## EXERCISE BRIEF
Lines containing the word "React" are the ones to copy from the records below.

## INFORMATION PROVIDED
★ ★ ★

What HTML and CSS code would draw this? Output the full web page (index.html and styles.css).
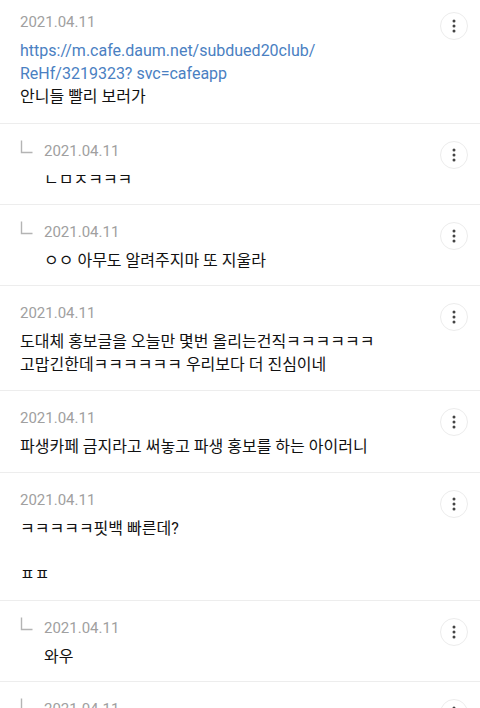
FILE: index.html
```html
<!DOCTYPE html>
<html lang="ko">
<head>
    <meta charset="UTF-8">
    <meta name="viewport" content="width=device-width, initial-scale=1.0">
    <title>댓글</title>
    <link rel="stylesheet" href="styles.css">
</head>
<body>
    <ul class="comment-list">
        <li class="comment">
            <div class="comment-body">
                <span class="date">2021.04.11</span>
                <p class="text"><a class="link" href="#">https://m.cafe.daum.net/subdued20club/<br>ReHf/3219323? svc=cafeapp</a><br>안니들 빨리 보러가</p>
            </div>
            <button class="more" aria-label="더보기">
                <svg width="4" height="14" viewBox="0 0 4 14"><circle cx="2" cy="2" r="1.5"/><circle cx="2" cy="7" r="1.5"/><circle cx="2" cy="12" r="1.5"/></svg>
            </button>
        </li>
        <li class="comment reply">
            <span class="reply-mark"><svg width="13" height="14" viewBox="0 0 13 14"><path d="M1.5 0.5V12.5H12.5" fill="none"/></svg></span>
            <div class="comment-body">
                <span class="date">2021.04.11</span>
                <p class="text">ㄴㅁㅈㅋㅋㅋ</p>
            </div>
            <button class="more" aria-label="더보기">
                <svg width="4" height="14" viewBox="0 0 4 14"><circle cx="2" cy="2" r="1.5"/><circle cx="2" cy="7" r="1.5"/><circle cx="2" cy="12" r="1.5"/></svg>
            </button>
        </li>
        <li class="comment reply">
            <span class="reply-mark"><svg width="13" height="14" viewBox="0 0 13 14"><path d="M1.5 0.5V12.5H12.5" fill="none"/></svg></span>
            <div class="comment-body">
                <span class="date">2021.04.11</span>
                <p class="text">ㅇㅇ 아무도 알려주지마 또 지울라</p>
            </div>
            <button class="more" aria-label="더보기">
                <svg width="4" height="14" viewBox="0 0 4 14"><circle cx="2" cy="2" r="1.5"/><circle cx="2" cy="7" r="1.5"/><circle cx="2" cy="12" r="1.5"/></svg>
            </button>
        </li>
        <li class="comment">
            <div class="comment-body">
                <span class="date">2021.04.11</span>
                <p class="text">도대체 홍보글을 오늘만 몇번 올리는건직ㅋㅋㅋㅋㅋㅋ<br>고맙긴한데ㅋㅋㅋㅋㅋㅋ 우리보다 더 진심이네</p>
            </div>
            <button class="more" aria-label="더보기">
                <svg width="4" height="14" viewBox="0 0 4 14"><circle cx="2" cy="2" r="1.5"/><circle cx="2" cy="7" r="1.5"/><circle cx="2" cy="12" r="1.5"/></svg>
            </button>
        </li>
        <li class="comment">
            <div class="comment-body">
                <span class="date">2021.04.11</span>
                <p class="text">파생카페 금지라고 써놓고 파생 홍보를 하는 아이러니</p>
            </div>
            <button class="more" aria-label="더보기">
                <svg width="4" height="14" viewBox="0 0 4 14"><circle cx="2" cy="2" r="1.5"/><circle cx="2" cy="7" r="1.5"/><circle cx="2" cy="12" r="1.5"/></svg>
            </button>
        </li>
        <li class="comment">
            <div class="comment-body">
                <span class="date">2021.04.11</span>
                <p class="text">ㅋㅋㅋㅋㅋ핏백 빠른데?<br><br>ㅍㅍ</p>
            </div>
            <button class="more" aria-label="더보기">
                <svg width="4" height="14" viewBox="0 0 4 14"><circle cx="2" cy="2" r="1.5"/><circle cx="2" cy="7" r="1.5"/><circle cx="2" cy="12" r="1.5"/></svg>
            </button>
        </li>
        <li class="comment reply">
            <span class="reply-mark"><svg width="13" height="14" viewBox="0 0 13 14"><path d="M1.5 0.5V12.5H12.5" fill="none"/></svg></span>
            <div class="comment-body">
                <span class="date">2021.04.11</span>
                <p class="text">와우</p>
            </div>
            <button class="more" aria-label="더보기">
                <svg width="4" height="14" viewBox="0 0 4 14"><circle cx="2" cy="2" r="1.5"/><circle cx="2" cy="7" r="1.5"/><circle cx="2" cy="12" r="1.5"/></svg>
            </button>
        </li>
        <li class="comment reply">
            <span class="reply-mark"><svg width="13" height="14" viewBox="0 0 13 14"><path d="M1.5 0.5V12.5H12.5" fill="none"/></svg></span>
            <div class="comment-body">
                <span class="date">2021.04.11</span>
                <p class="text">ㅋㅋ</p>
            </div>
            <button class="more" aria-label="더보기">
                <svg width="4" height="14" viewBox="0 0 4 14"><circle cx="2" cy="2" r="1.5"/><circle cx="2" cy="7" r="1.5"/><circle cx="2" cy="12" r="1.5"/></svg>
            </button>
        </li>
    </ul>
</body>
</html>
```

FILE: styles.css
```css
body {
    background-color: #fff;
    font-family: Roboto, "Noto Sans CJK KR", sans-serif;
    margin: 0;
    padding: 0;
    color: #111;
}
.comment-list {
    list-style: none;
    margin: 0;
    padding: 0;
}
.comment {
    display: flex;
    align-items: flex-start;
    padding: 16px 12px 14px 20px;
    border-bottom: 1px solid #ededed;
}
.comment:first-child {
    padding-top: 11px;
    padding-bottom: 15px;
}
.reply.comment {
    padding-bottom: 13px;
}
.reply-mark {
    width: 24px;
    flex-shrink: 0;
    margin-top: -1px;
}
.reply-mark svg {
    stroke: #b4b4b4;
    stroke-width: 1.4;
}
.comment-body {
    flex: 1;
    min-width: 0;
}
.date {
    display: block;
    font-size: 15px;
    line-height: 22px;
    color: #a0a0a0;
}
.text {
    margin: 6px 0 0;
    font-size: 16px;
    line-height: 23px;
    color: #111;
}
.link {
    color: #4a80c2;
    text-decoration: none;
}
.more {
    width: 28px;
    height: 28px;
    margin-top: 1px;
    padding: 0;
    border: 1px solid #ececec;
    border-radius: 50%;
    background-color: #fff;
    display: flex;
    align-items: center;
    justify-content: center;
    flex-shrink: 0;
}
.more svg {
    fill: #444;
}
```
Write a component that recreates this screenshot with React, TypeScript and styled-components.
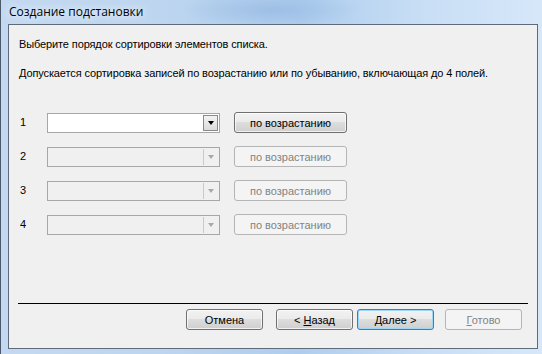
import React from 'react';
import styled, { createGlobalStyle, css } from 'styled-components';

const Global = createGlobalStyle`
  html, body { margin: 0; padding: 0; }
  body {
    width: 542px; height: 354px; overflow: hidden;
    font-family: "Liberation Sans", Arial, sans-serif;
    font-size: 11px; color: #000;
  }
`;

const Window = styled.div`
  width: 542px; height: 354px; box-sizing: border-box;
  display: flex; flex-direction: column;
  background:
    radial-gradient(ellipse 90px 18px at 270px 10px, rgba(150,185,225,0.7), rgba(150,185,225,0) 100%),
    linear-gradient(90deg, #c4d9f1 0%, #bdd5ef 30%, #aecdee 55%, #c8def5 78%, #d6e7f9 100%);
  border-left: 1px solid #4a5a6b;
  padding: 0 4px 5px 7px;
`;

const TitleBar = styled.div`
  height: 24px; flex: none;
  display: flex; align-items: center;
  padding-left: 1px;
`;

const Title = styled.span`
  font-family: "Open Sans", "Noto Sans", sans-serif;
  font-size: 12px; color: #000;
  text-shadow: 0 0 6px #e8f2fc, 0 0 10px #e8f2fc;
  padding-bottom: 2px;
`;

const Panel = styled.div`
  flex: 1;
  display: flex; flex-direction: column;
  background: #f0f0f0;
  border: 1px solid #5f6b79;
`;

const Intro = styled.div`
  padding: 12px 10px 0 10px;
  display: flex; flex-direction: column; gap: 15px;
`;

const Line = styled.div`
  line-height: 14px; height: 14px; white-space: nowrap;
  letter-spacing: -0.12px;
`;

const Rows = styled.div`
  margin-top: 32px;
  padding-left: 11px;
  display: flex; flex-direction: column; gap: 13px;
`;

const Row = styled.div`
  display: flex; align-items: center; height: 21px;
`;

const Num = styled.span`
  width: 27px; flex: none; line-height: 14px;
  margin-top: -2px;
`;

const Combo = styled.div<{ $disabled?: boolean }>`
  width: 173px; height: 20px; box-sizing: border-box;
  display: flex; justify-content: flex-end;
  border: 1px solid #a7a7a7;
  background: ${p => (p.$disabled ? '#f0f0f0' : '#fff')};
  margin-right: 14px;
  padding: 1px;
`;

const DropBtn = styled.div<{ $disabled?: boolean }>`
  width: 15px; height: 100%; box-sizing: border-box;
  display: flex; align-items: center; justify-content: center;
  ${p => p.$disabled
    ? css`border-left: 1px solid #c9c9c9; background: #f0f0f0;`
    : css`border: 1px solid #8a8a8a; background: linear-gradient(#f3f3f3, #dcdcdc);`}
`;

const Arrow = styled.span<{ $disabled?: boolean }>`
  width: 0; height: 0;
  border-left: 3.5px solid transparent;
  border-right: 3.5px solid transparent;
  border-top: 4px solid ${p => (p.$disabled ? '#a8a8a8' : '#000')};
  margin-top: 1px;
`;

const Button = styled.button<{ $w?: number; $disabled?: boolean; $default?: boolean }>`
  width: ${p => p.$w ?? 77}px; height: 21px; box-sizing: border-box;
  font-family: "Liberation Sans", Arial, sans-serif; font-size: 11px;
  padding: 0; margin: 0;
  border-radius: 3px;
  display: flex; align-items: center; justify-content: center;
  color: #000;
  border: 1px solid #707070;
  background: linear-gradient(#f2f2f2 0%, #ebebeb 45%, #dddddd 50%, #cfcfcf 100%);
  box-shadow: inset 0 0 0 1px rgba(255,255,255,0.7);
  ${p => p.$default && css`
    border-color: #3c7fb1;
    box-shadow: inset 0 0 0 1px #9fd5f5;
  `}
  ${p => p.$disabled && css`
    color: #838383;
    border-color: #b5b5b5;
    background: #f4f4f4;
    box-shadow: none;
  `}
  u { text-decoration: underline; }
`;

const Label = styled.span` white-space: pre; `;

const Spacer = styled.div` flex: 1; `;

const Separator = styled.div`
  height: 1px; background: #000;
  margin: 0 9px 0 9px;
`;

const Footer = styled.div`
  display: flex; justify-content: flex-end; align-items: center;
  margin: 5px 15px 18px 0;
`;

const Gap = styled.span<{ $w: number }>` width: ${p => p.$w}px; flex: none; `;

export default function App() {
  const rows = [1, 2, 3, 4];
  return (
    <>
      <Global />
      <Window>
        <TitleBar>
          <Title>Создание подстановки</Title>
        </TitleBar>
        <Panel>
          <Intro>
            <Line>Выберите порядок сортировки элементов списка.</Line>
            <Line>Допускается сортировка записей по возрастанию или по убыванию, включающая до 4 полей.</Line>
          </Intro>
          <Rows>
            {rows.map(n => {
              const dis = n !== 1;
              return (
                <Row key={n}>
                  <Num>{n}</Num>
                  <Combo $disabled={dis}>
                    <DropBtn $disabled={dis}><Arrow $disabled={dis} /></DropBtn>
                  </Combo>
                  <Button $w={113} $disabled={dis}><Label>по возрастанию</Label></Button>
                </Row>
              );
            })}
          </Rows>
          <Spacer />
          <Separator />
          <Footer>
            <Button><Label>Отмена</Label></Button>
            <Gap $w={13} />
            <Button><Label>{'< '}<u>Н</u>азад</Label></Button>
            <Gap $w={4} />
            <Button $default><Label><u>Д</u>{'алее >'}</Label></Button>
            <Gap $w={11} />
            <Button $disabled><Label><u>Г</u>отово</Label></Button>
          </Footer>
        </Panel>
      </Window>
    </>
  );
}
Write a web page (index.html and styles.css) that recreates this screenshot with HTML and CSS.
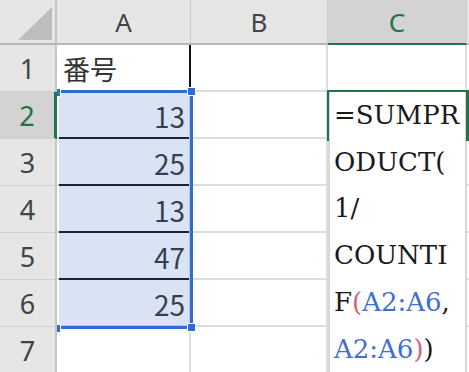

★ ★ ★

## WRITTEN ANSWER
Write a component that recreates this screenshot with React, TypeScript and styled-components.
import React from 'react';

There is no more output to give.